The Core Constitutional Flaw
The most glaring issue is the creation of a grievance mechanism based on ascriptive identities. By limiting its scope to specific castes and communities, the regulations establish a classification that legal experts argue fails the constitutional tests of intelligible differential and rational nexus. The goal is a discrimination-free campus, but the means—a non-universal system—undermine the principle of equality itself.
Operational Risks and Power Conflicts
The regulations empower the institution-head-formed Squad to conduct surprise visits anywhere on campus and recommend actions. Vesting such surveillance and recommendatory authority in an identity-based body, critics contend, opens the door for misuse, personal vendettas, and an atmosphere of fear. Furthermore, it creates a parallel structure that overlaps with and could undermine statutory bodies like the ICCs formed under the 2013 Sexual Harassment Act.
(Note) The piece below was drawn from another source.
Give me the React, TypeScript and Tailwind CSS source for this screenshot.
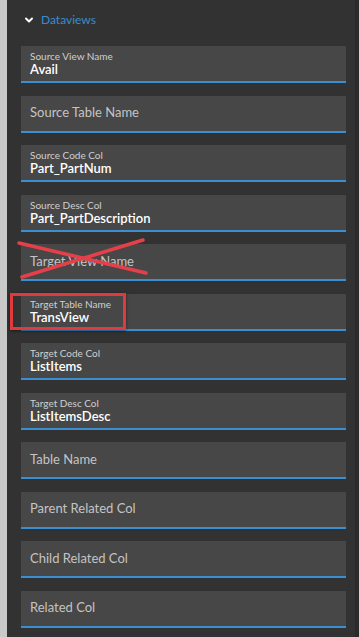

The Path Forward: Universal Mechanisms
Analysts suggest the UGC’s intent is commendable but its method is flawed. The solution lies not in creating exclusive squads but in strengthening existing systems to be more sensitive, prompt, and impartial for all students. An equitable campus requires universal mechanisms that uphold constitutional morality, not new fault lines along community identities. A thorough review to align the regulations with foundational principles of justice is urgently needed.